Hart and Husbands have the chops. They recently released a fine cookbook "Wicked Good Barbecue: Fearless Recipes from Two Damn Yankees Who Have Won the Biggest, Baddest BBQ Competition in the World" and Husbands is the chef/owner of two adjacent chic restaurants in Boston's South End, Tremont 647 and Sister Sorel. They know what to do with belly and just about every other part. These are not Johnny Four-Notes.

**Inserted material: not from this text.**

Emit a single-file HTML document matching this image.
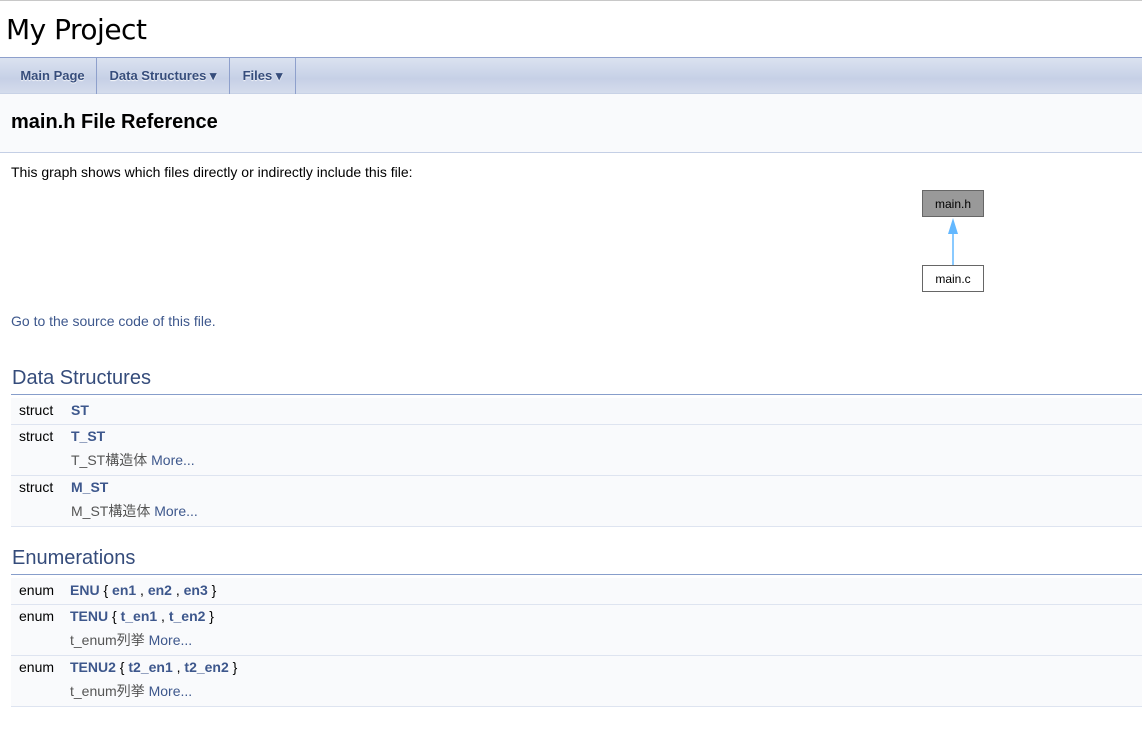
<!DOCTYPE html>
<html><head><meta charset="utf-8"><style>
*{margin:0;padding:0;box-sizing:border-box}
body{width:1142px;height:736px;overflow:hidden;background:#fff;position:relative;font-family:"Liberation Sans","Noto Sans CJK JP",sans-serif;font-size:14px;color:#000}
.a{position:absolute;white-space:nowrap}
#top{position:absolute;left:0;top:0;width:1142px;height:57px;border-top:1px solid #c8c8c8}
#nav{position:absolute;left:0;top:57px;width:1142px;height:37px;background:linear-gradient(#dbe2f0,#c6d0e6 60%,#d4dcec);border-top:1px solid #8ea0cc;border-bottom:1px solid #c8d2e6}
.tab{position:absolute;top:0;height:36px;line-height:35px;font-weight:bold;font-size:13px;color:#364d7c;text-align:center;border-right:1px solid #8ea0cc;text-shadow:0 1px 1px rgba(255,255,255,.9)}
#hd{position:absolute;left:0;top:94px;width:1142px;height:59px;background:#f9fafc;border-bottom:1px solid #c4cfe5}
.lnk{color:#3d578c}
.b{font-weight:bold;color:#3d578c}
.h2{font-size:20px;color:#354c7b}
.hl{position:absolute;left:11px;width:1131px;height:1px;background:#879ecb}
.row{position:absolute;left:11px;width:1131px;background:#f9fafc;border-bottom:1px solid #dee4f0}
.desc{color:#555}
</style></head><body>
<div id="top"><div class="a" style="left:6px;top:12px;font-size:28px;font-family:'DejaVu Sans','Liberation Sans',sans-serif;letter-spacing:-0.5px">My Project</div></div>
<div id="nav">
<div class="tab" style="left:9px;width:88px">Main Page</div>
<div class="tab" style="left:97px;width:133px">Data Structures ▾</div>
<div class="tab" style="left:230px;width:66px">Files ▾</div>
</div>
<div id="hd"><div class="a" style="left:11px;top:17px;font-size:20px;font-weight:bold">main.h File Reference</div></div>
<div class="a" style="left:11px;top:164px">This graph shows which files directly or indirectly include this file:</div>
<svg class="a" style="left:900px;top:180px" width="100" height="120">
<rect x="22.5" y="10.5" width="61" height="26" fill="#999" stroke="#666"/>
<text x="53" y="28" font-size="12" text-anchor="middle" font-family="Liberation Sans, sans-serif">main.h</text>
<rect x="22.5" y="85.5" width="61" height="26" fill="#fff" stroke="#666"/>
<text x="53" y="103" font-size="12" text-anchor="middle" font-family="Liberation Sans, sans-serif">main.c</text>
<line x1="53" y1="85" x2="53" y2="52" stroke="#63b8ff" stroke-width="1.5"/>
<polygon points="53,38 48,54 58,54" fill="#63b8ff"/>
</svg>
<div class="a lnk" style="left:11px;top:313px">Go to the source code of this file.</div>

<div class="a h2" style="left:12px;top:367px">Data Structures</div>
<div class="hl" style="top:394px"></div>
<div class="row" style="top:398px;height:27px"><span class="a" style="left:8px;top:4px">struct</span><span class="a b" style="left:60px;top:4px">ST</span></div>
<div class="row" style="top:425px;height:51px"><span class="a" style="left:8px;top:3px">struct</span><span class="a b" style="left:60px;top:3px">T_ST</span><span class="a desc" style="left:60px;top:25px">T_ST構造体 <span class="lnk">More...</span></span></div>
<div class="row" style="top:476px;height:51px"><span class="a" style="left:8px;top:3px">struct</span><span class="a b" style="left:60px;top:3px">M_ST</span><span class="a desc" style="left:60px;top:25px">M_ST構造体 <span class="lnk">More...</span></span></div>

<div class="a h2" style="left:12px;top:547px">Enumerations</div>
<div class="hl" style="top:574px"></div>
<div class="row" style="top:578px;height:27px"><span class="a" style="left:8px;top:4px">enum</span><span class="a" style="left:59px;top:4px"><span class="b">ENU</span> { <span class="b">en1</span> , <span class="b">en2</span> , <span class="b">en3</span> }</span></div>
<div class="row" style="top:605px;height:51px"><span class="a" style="left:8px;top:3px">enum</span><span class="a" style="left:59px;top:3px"><span class="b">TENU</span> { <span class="b">t_en1</span> , <span class="b">t_en2</span> }</span><span class="a desc" style="left:59px;top:25px">t_enum列挙 <span class="lnk">More...</span></span></div>
<div class="row" style="top:656px;height:51px"><span class="a" style="left:8px;top:3px">enum</span><span class="a" style="left:59px;top:3px"><span class="b">TENU2</span> { <span class="b">t2_en1</span> , <span class="b">t2_en2</span> }</span><span class="a desc" style="left:59px;top:25px">t_enum列挙 <span class="lnk">More...</span></span></div>
</body></html>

Like Trigg, Hart separated the ribs and belly. He injected the ribs, an unusual practice, but growing in popularity. He then smoked them on a Yoder Pellet smoker. Pellet smokers have done extremely well on the circuit lately, and they live on the exact opposite of the spectrum from Trigg's Jambo. Pellet smokers cook pure wood, like the Jambo, but the wood comes in the form of small pellets made from compressed sawdust, each about 1/2" long and the thickness of a pencil. The smokers have a digital thermostat that controls the flow of pellets into a burn pot. They also have a fan that controls the flow of oxygen. As a result, the cook can dial in the exact temp he wants, walk away for hours, and the cooker will control the mix of wood and oxygen and remain rock solid despite wind, rain, or snow. Trigg has to do feed logs and control air vents on his smoker manually, and has no use for pellets. "A pellet cooker is for a novice cook. All you have to do is flip a switch" he says. He has a point (although I have a MAK pellet smoker, and I am a big fan).
When the belly was done, Hart then cut it into bite sized cubes. The judges loved it.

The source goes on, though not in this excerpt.